#### Requirement:
State only how many lines below include the string "this".

#### Records supplied:
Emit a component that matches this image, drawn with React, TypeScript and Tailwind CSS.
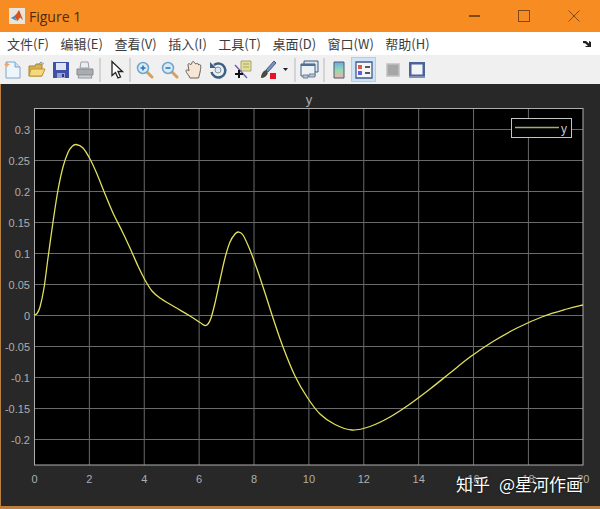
const menus = ["文件(F)", "编辑(E)", "查看(V)", "插入(I)", "工具(T)", "桌面(D)", "窗口(W)", "帮助(H)"];

const xTicks = [0, 2, 4, 6, 8, 10, 12, 14, 16, 18, 20];
const yTicks = ["0.3", "0.25", "0.2", "0.15", "0.1", "0.05", "0", "-0.05", "-0.1", "-0.15", "-0.2"];

// curve traced from the picture, in page pixels
const points: [number, number][] = [
  [34, 315], [37, 313.5], [40, 307], [44, 288], [48, 258], [53, 222], [58, 190], [63, 167], [68, 152.5], [72, 146.5], [76, 144.5],
  [83, 148], [90, 159], [97, 174], [105, 194], [113, 213], [122, 231], [130, 248], [138, 266], [145, 280], [152, 291], [160, 298],
  [173, 306], [190, 316], [200, 322.5], [205, 325.5], [208, 324], [211, 318], [215, 303], [220, 280], [225, 258], [230, 242],
  [235, 234], [238.5, 232], [243, 235], [250, 250], [257, 269], [265, 293], [273, 318], [283, 347], [295, 376], [307, 397],
  [320, 414], [335, 424.5], [352, 430], [370, 426.5], [390, 417], [410, 404], [430, 389], [450, 373], [470, 357],
  [493, 341.5], [517, 328], [543, 316.5], [567, 309], [583, 305],
];

const curve = points
  .map((p, i) => {
    if (i === 0) return `M${p[0]} ${p[1]}`;
    const p0 = points[i - 2] ?? points[i - 1];
    const p1 = points[i - 1];
    const p3 = points[i + 1] ?? p;
    const c1x = p1[0] + (p[0] - p0[0]) / 6;
    const c1y = p1[1] + (p[1] - p0[1]) / 6;
    const c2x = p[0] - (p3[0] - p1[0]) / 6;
    const c2y = p[1] - (p3[1] - p1[1]) / 6;
    return `C${c1x} ${c1y} ${c2x} ${c2y} ${p[0]} ${p[1]}`;
  })
  .join(" ");

const Sep = ({ className = "" }: { className?: string }) => <div className={`h-[24px] w-[2px] bg-[#d4d4d4] ${className}`} />;

const Tool = ({ children, className = "" }: { children: React.ReactNode; className?: string }) => (
  <div className={`flex h-[24px] w-[24px] shrink-0 items-center justify-center ${className}`}>
    <svg width="20" height="20" viewBox="0 0 20 20">{children}</svg>
  </div>
);

const Magnifier = ({ minus }: { minus?: boolean }) => (
  <>
    <path d="M11 11l6 6" stroke="#d9a05b" strokeWidth="3" strokeLinecap="round" />
    <circle cx="8" cy="8" r="5.5" fill="#d6ecf8" stroke="#6fa4c8" strokeWidth="1.5" />
    <path d="M5.5 8h5" stroke="#2f6fb5" strokeWidth="1.5" />
    {!minus && <path d="M8 5.5v5" stroke="#2f6fb5" strokeWidth="1.5" />}
  </>
);

const App = () => {
  return (
    <div className="h-[509px] w-[600px] overflow-hidden bg-[#b9803f] pb-[3px] pl-px font-['Noto_Sans_CJK_SC',sans-serif]">
      {/* title bar */}
      <div className="-ml-px flex h-[32px] items-center bg-[#f78c23] pl-[9px] pr-[20px]">
        <div className="flex h-[16px] w-[16px] items-center justify-center bg-[#e9e4dc]">
          <svg width="14" height="14" viewBox="0 0 14 14">
            <path d="M1 9l3-1.5 2-2L9 1c1 2 2.500 6 4 10-1-.5-2-2-3-2.500L7.500 12 5 8.500z" fill="#d9531e" />
            <path d="M1 9l3-1.500 2-2-1 3.500 2 3z" fill="#4b86b4" />
          </svg>
        </div>
        <span className="ml-[4px] font-['Open_Sans',sans-serif] text-[14px] text-[#4a2d10]">Figure 1</span>
        <div className="ml-auto flex items-center gap-[38px]">
          <div className="h-[1.500px] w-[11px] bg-[#7d4a18]" />
          <div className="h-[12px] w-[12px] border border-[#7d4a18]" />
          <svg width="12" height="12" viewBox="0 0 12 12">
            <path d="M.5.500l11 11M11.500.500l-11 11" stroke="#7d4a18" strokeWidth="1" />
          </svg>
        </div>
      </div>

      {/* menu bar */}
      <div className="-ml-px flex h-[23px] items-center gap-[11.500px] bg-white pl-[7px] pr-[8px] text-[13px] leading-none text-[#3c3c3c]">
        {menus.map((m) => (
          <span key={m}>{m}</span>
        ))}
        <svg className="ml-auto" width="9" height="8" viewBox="0 0 9 8">
          <path d="M0 1h3l3 2.500V1l2 1v5H3L2 6h3L2.500 3.500 0 3z" fill="#222" />
        </svg>
      </div>

      {/* toolbar */}
      <div className="-ml-px flex h-[29px] items-center bg-[#f0f0f0] pl-px">
        <Tool>
          <path d="M3 2h9l5 5v11H3z" fill="#eef6fc" stroke="#7fa6c9" />
          <path d="M12 2v5h5" fill="#cfe2f2" stroke="#7fa6c9" />
          <path d="M4 1.500l1 2 2 1-2 1-1 2-1-2-2-1 2-1z" fill="#f2a55c" />
        </Tool>
        <Tool>
          <path d="M2 6h6l1-2h6v12H2z" fill="#d9b04a" stroke="#a8842f" />
          <path d="M11 5l3-3 3 2" fill="none" stroke="#8a9a8a" />
          <path d="M2 16l2-7h14l-3 7z" fill="#f5d97a" stroke="#b8953a" />
        </Tool>
        <Tool>
          <path d="M2 2h16v16H2z" fill="#3f51a8" />
          <path d="M5 3h10v7H5z" fill="#dfe4f4" />
          <path d="M6 13h8v5H6z" fill="#9aa4c8" />
          <path d="M11 14h2v3h-2z" fill="#2c3a80" />
        </Tool>
        <Tool>
          <path d="M6 2h7l1 6H5z" fill="#eceff2" stroke="#9a9ea4" />
          <path d="M2 9h16v6H2z" fill="#a9adb2" stroke="#85898e" />
          <path d="M4 15h12l1 3H3z" fill="#cdd0d4" stroke="#94989c" />
        </Tool>
        <Sep className="ml-[2px]" />
        <Tool className="ml-[4px]">
          <path d="M5 1.500v14l3.500-3 2.500 5.500 2.500-1-2.500-5.500h4.500z" fill="#fff" stroke="#222" strokeWidth="1.300" />
        </Tool>
        <Sep />
        <Tool className="ml-[2px]">
          <Magnifier />
        </Tool>
        <Tool className="ml-px">
          <Magnifier minus />
        </Tool>
        <Tool>
          <path d="M6 18c-1-3-4-5-4-7s2-1 3 0L4 5c0-2 2-2 2.500 0L8 3c0-2 2-2 2.500 0L12 4c1-1 2.500-1 2.500 1l1-.500c1.500 0 1.500 2 1 5-.500 3-1 6-2 8.500z" fill="#f7e6d6" stroke="#6e6258" />
        </Tool>
        <Tool>
          <path d="M6 5a7 7 0 1 1-2.500 7" fill="none" stroke="#3d5f82" strokeWidth="2.500" />
          <path d="M2 2v6h6z" fill="#3d5f82" />
          <circle cx="10" cy="10" r="3" fill="#dfe8ef" stroke="#7c95ab" />
        </Tool>
        <Tool className="ml-px">
          <path d="M8 1h10v10H8z" fill="#e3df9a" stroke="#a6a76b" />
          <path d="M10 4h6M10 7h6" stroke="#a6a76b" />
          <path d="M2 5l12 13" stroke="#6a55b8" strokeWidth="1.300" />
          <path d="M2 14h8M6 10v8" stroke="#111" strokeWidth="2" />
        </Tool>
        <Tool className="ml-px">
          <path d="M8 10l8-9 2 2-8 9z" fill="#7d90c4" stroke="#4c5a8a" />
          <path d="M3 18c0-4 2-7 5-8l2 3c-1 3-4 5-7 5z" fill="#4a4a42" />
          <path d="M12 13h6v6h-6z" fill="#e8112a" />
        </Tool>
        <svg className="ml-[3px]" width="5" height="3" viewBox="0 0 5 3">
          <path d="M0 0h5L2.500 3z" fill="#222" />
        </svg>
        <Sep className="ml-[6px]" />
        <Tool className="ml-px">
          <path d="M5 1h14v11H5z" fill="#dfe7ef" stroke="#3d5f82" />
          <path d="M2 4h14v12H2z" fill="#eef2f6" stroke="#3d5f82" />
          <path d="M2 4h14v2H2z" fill="#4e6f92" />
          <path d="M4 15h5v3H4zM10 14h6v3h-6z" fill="#b7c4cf" stroke="#6e8598" />
        </Tool>
        <Sep className="ml-[2px]" />
        <Tool className="ml-[2px]">
          <defs>
            <linearGradient id="cbar" x1="0" y1="0" x2="0" y2="1">
              <stop offset="0" stopColor="#6fa8e8" />
              <stop offset="0.5" stopColor="#8fdcb0" />
              <stop offset="1" stopColor="#f3b0a8" />
            </linearGradient>
          </defs>
          <path d="M5 2h10v16H5z" fill="url(#cbar)" stroke="#4a5a70" />
        </Tool>
        <div className="flex h-[25px] w-[25px] items-center justify-center border border-[#a9d0f0] bg-[#cde4f7]">
          <svg width="18" height="18" viewBox="0 0 18 18">
            <path d="M1 1h16v16H1z" fill="#f4f6f8" stroke="#46588a" strokeWidth="1.300" />
            <path d="M3 4h4v4H3z" fill="#e0574c" />
            <path d="M3 10h4v4H3z" fill="#5f5fd8" />
            <path d="M10 6h5M10 12h5" stroke="#222" strokeWidth="1.500" />
          </svg>
        </div>
        <Tool className="ml-[5px]">
          <path d="M4 4h12v12H4z" fill="#a6a6a6" stroke="#c0c0c0" strokeWidth="1.500" />
        </Tool>
        <Tool>
          <path d="M2 2h16v16H2z" fill="#4d6396" />
          <path d="M4.500 4.500h11v10h-11z" fill="#f3f4f6" />
          <path d="M2 16h16v2H2z" fill="#7f90b8" />
        </Tool>
      </div>

      {/* figure canvas */}
      <div className="relative h-[422px] bg-[#282828]">
        <svg className="block" width="599" height="422" viewBox="1 84 599 422" fontFamily="'Liberation Sans', sans-serif" fontSize="11" fill="#aeaeae">
          <rect x="34.500" y="108.500" width="548.500" height="356.500" fill="#000" />
          {xTicks.slice(1, -1).map((t) => (
            <path key={t} d={`M${34.500 + t * 27.44} 108v357`} stroke="#6a6a6a" />
          ))}
          {yTicks.map((t, i) => (
            <path key={t} d={`M34 ${129.500 + i * 31}h549`} stroke="#6a6a6a" />
          ))}
          <rect x="34.500" y="108.500" width="548.500" height="356.500" fill="none" stroke="#aeaeae" />
          {xTicks.map((t) => (
            <text key={t} x={34.500 + t * 27.44} y="483" textAnchor="middle">
              {t}
            </text>
          ))}
          {yTicks.map((t, i) => (
            <text key={t} x="30" y={133.500 + i * 31} textAnchor="end">
              {t}
            </text>
          ))}
          <text x="309" y="104" textAnchor="middle" fontSize="13">
            y
          </text>
          <path d={curve} fill="none" stroke="#e0e05c" strokeWidth="1.300" />
          <rect x="511.500" y="118.500" width="60" height="19" fill="#000" stroke="#c4c4c4" />
          <path d="M515 127.500h44" stroke="#a8aa6e" strokeWidth="1.500" />
          <text x="561" y="133" fontSize="12" fill="#c4c4c4">
            y
          </text>
        </svg>
        <div className="absolute left-[455px] top-[389px] flex items-center gap-[9px] text-[17px] leading-[22px] text-white [text-shadow:0_0_2px_#000]">
          <span>知乎</span>
          <span>@星河作画</span>
        </div>
      </div>
    </div>
  );
};

export default App;
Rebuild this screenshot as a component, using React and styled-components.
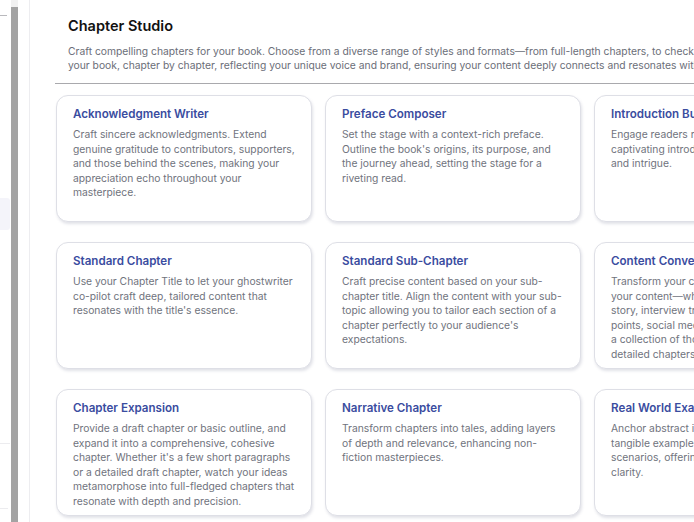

#### The solution:
2